1. The Competitor: osl-dynamics

  • Strengths: Specialized in Hidden Markov Models (HMMs) and Dynamic Network Modes (DyNeMo). Best-in-class for fast scale functional connectivity.
  • Weaknesses:
    • Data Ingestion: Does not digest BIDS datasets directly. Users must convert .bids -> .npy or .mat manually.
    • User Interface: Primarily code/script-based.
  • Your Angle: A tool that applies these advanced dynamic models directly to the BIDS directory structure without an intermediate conversion step.

2. The Frontend: MNELAB

  • Status: Active, Python-based GUI.
  • Architecture: It is effectively a "thin" GUI wrapper around mne-python. This makes it the ideal "lightweight" starting point. It inherits mne-bids capabilities for free.
  • Recommendation: Instead of building a GUI from scratch, fork MNELAB and add a "Dynamic Connectivity" tab. This tab could behave like osl-dynamics but read directly from the loaded BIDS structure.

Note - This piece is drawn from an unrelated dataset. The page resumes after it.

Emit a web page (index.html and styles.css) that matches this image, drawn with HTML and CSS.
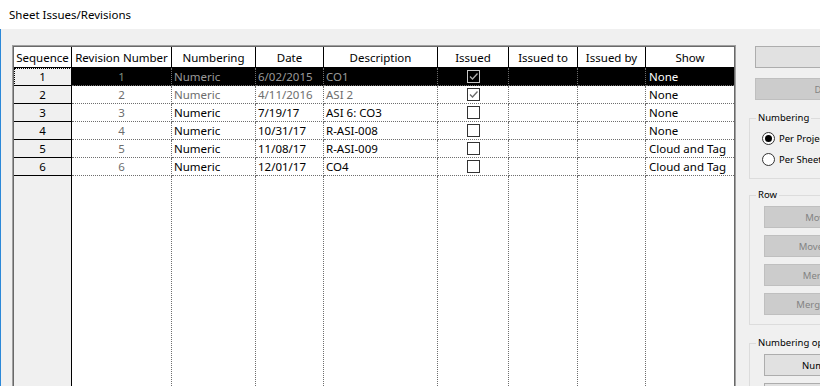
FILE: index.html
```html
<!DOCTYPE html>
<html lang="en">
<head>
    <meta charset="UTF-8">
    <title>Sheet Issues/Revisions</title>
    <link rel="stylesheet" href="styles.css">
</head>
<body>
    <div class="titlebar">Sheet Issues/Revisions</div>

    <div class="client">
        <div class="grid-frame">
            <table class="grid">
                <thead>
                    <tr>
                        <th class="c-seq">Sequence</th>
                        <th class="c-rev">Revision Number</th>
                        <th class="c-num">Numbering</th>
                        <th class="c-date">Date</th>
                        <th class="c-desc">Description</th>
                        <th class="c-iss">Issued</th>
                        <th class="c-to">Issued to</th>
                        <th class="c-by">Issued by</th>
                        <th class="c-show">Show</th>
                    </tr>
                </thead>
                <tbody>
                    <tr class="selected">
                        <td class="seq focus">1</td>
                        <td class="rev">1</td>
                        <td class="txt">Numeric</td>
                        <td class="txt">6/02/2015</td>
                        <td class="txt">CO1</td>
                        <td class="iss"><span class="check"><svg viewBox="0 0 11 11" width="11" height="11"><polyline points="2,5.5 4.5,8 9.5,2.5"/></svg></span></td>
                        <td></td>
                        <td></td>
                        <td class="txt show">None</td>
                    </tr>
                    <tr class="locked">
                        <td class="seq">2</td>
                        <td class="rev">2</td>
                        <td class="txt">Numeric</td>
                        <td class="txt">4/11/2016</td>
                        <td class="txt">ASI 2</td>
                        <td class="iss"><span class="check"><svg viewBox="0 0 11 11" width="11" height="11"><polyline points="2,5.5 4.5,8 9.5,2.5"/></svg></span></td>
                        <td></td>
                        <td></td>
                        <td class="txt show">None</td>
                    </tr>
                    <tr>
                        <td class="seq">3</td>
                        <td class="rev">3</td>
                        <td class="txt">Numeric</td>
                        <td class="txt">7/19/17</td>
                        <td class="txt">ASI 6: CO3</td>
                        <td class="iss"><span class="check"></span></td>
                        <td></td>
                        <td></td>
                        <td class="txt show">None</td>
                    </tr>
                    <tr>
                        <td class="seq">4</td>
                        <td class="rev">4</td>
                        <td class="txt">Numeric</td>
                        <td class="txt">10/31/17</td>
                        <td class="txt">R-ASI-008</td>
                        <td class="iss"><span class="check"></span></td>
                        <td></td>
                        <td></td>
                        <td class="txt show">None</td>
                    </tr>
                    <tr>
                        <td class="seq">5</td>
                        <td class="rev">5</td>
                        <td class="txt">Numeric</td>
                        <td class="txt">11/08/17</td>
                        <td class="txt">R-ASI-009</td>
                        <td class="iss"><span class="check"></span></td>
                        <td></td>
                        <td></td>
                        <td class="txt show">Cloud and Tag</td>
                    </tr>
                    <tr>
                        <td class="seq">6</td>
                        <td class="rev">6</td>
                        <td class="txt">Numeric</td>
                        <td class="txt">12/01/17</td>
                        <td class="txt">CO4</td>
                        <td class="iss"><span class="check"></span></td>
                        <td></td>
                        <td></td>
                        <td class="txt show">Cloud and Tag</td>
                    </tr>
                    <tr class="filler">
                        <td class="seq"></td>
                        <td></td>
                        <td></td>
                        <td></td>
                        <td></td>
                        <td></td>
                        <td></td>
                        <td></td>
                        <td></td>
                    </tr>
                </tbody>
            </table>
        </div>

        <div class="side">
            <button class="btn btn-wide">Add</button>
            <button class="btn btn-wide btn-gap" disabled>Delete</button>

            <fieldset class="group">
                <legend>Numbering</legend>
                <div class="group-body">
                    <label class="radio"><span class="dot on"></span>Per Project</label>
                    <label class="radio"><span class="dot"></span>Per Sheet</label>
                </div>
            </fieldset>

            <fieldset class="group group-row">
                <legend>Row</legend>
                <div class="group-body buttons">
                    <button class="btn" disabled>Move Up</button>
                    <button class="btn" disabled>Move Down</button>
                    <button class="btn" disabled>Merge Up</button>
                    <button class="btn" disabled>Merge Down</button>
                </div>
            </fieldset>

            <fieldset class="group group-opts">
                <legend>Numbering options</legend>
                <div class="group-body buttons">
                    <button class="btn">Numeric...</button>
                    <button class="btn">Alphanumeric...</button>
                </div>
            </fieldset>
        </div>
    </div>
</body>
</html>
```

FILE: styles.css
```css
*{
    margin: 0;
    padding: 0;
    box-sizing: border-box;
}
body{
    width: 820px;
    height: 386px;
    overflow: hidden;
    background: #fff;
    font-family: "Noto Sans", "Open Sans", sans-serif;
    font-size: 11px;
    color: #000;
}
.titlebar{
    height: 29px;
    line-height: 29px;
    padding-left: 9px;
    font-size: 11.5px;
    background: #fff;
}
.client{
    display: flex;
    align-items: flex-start;
    gap: 13px;
    height: 357px;
    padding: 16px 0 0 11px;
    border-left: 1px solid #2b88d8;
    background: #f0f0f0;
    overflow: hidden;
}

/* grid */
.grid-frame{
    flex: none;
    width: 724px;
    height: 420px;
    border: 1px solid #a0a0a0;
    overflow: hidden;
}
.grid{
    width: 722px;
    border: 1px solid #696969;
    border-collapse: separate;
    border-spacing: 0;
    table-layout: fixed;
    background: #fff;
    font-size: 11.5px;
}
.grid thead tr{
    height: 21px;
}
.grid tbody tr{
    height: 18px;
}
.grid th{
    font-weight: normal;
    text-align: center;
    border-right: 1px solid #000;
    border-bottom: 1px solid #000;
    white-space: nowrap;
    overflow: hidden;
}
.grid th.c-show{
    border-right: none;
}
.c-seq{ width: 58px; }
.c-rev{ width: 100px; }
.c-num{ width: 84px; }
.c-date{ width: 68px; }
.c-desc{ width: 114px; }
.c-iss{ width: 71px; }
.c-to{ width: 69px; }
.c-by{ width: 68px; }
.c-show{ width: 88px; }

.grid td{
    border-right: 1px dotted #6e6e6e;
    border-bottom: 1px dotted #6e6e6e;
    white-space: nowrap;
    overflow: hidden;
    vertical-align: middle;
}
.grid td:last-child{
    border-right: none;
}
.grid td.seq{
    text-align: center;
    color: #000;
    background: #f0f0f0;
    border-right: 1px solid #000;
    border-bottom: 1px solid #000;
}
.grid td.focus{
    outline: 1px dotted #000;
    outline-offset: -1px;
}
.grid td.rev{
    text-align: center;
    color: #6d6d6d;
}
.grid td.txt{
    padding-left: 2px;
}
.grid td.show{
    padding-left: 3px;
}
.grid td.iss{
    text-align: center;
    font-size: 0;
}
.check{
    display: inline-block;
    width: 13px;
    height: 13px;
    border: 1px solid #333;
    background: #fff;
    vertical-align: middle;
}
.check svg{
    display: block;
}
.check polyline{
    fill: none;
    stroke: #6a6a6a;
    stroke-width: 1.3;
}

.locked td.txt{
    color: #6d6d6d;
}
.locked td.show{
    color: #000;
}
.selected td{
    background: #000;
    color: #9a9a9a;
}
.selected td.rev{
    color: #7f8f7f;
}
.selected td.show{
    color: #fff;
}
.selected .check{
    background: #000;
    border-color: #c8c8c8;
}
.selected .check polyline{
    stroke: #b0b0b0;
}
.grid tr.filler{
    height: 230px;
}
.grid tr.filler td{
    border-bottom: none;
}

/* right side */
.side{
    flex: none;
    width: 170px;
    display: flex;
    flex-direction: column;
    font-size: 9.5px;
}
.side > *{
    flex: none;
}
.btn{
    display: block;
    flex: none;
    height: 22px;
    width: 122px;
    border: 1px solid #adadad;
    background: #e1e1e1;
    font-family: inherit;
    font-size: 9.5px;
    color: #000;
    text-align: center;
}
.btn:disabled{
    background: #cccccc;
    border-color: #bfbfbf;
    color: #838383;
}
.btn-wide{
    width: 148px;
    margin: 1px 0 0 6px;
}
.btn-wide.btn-gap{
    margin-top: 10px;
}
.group{
    margin-top: 11px;
    width: 160px;
    border: 1px solid #dcdcdc;
    padding: 0;
}
.group legend{
    margin-left: 6px;
    padding: 0 2px;
    line-height: 14px;
    font-size: 9.5px;
}
.group-row{
    margin-top: 9px;
}
.group-body{
    padding: 3px 0 8px 12px;
}
.radio{
    display: flex;
    align-items: center;
    gap: 4px;
    height: 21px;
}
.dot{
    width: 13px;
    height: 13px;
    border: 1px solid #333;
    border-radius: 50%;
    background: #fff;
    display: flex;
    align-items: center;
    justify-content: center;
}
.dot.on::after{
    content: "";
    width: 7px;
    height: 7px;
    border-radius: 50%;
    background: #000;
}
.buttons{
    display: flex;
    flex-direction: column;
    gap: 7px;
    padding: 4px 0 9px 14px;
}
```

3. The Constraint: Octave Support

  • EEGLAB: Runs on Octave but is ~2x slower and has significant graphical glitches (scrolling issues). Plugins often fail.
  • FieldTrip: Similar issues; intended for MATLAB.
  • Conclusion: Supporting Octave will likely cripple a modern "lightweight" tool. The Python ecosystem (MNE/MNELAB) offers superior performance and BIDS compliance. If "lightweight" is the goal, avoiding the MATLAB Runtime (required for SPM-Python) and Octave overhead is critical.

4. Lightweight Alternatives

  • MNE-CPP: Very lightweight (C++) and performant for real-time. relying on Python for BIDS. Good for acquisition but likely too low-level for dynamic connectivity modeling.
  • Dynamax: A generic JAX library for probabilistic state space models (HMMs).
    • Strategy: Use Dynamax as the backend engine. It is JAX-based (unlike glhmm or osl-dynamics), enabling high-performance, differentiable modeling. You can replicate osl-dynamics features by feeding Time-Delay Embedded (TDE) data into Dynamax's specialized HMMs.

Proposed "Killer App" Architecture

To satisfy your requirements (BIDS + Compete with OSL + Lightweight + Modern/JAX):

  1. Base: Fork MNELAB (provides GUI + MNE-BIDS).
  2. Engine: Integrate Dynamax (JAX) for the modeling core.
  3. Workflow:
    • Load: Open BIDS folder (MNELAB native).
    • Preprocess: Standard MNE-Python cleaning + Time-Delay Embedding (TDE) step.
    • Analyze: New "Dynamics" Plugin -> Runs Dynamax HMM on TDE data.
    • Visualize: Plot State Probabilities and Transition Matrices (New Widgets).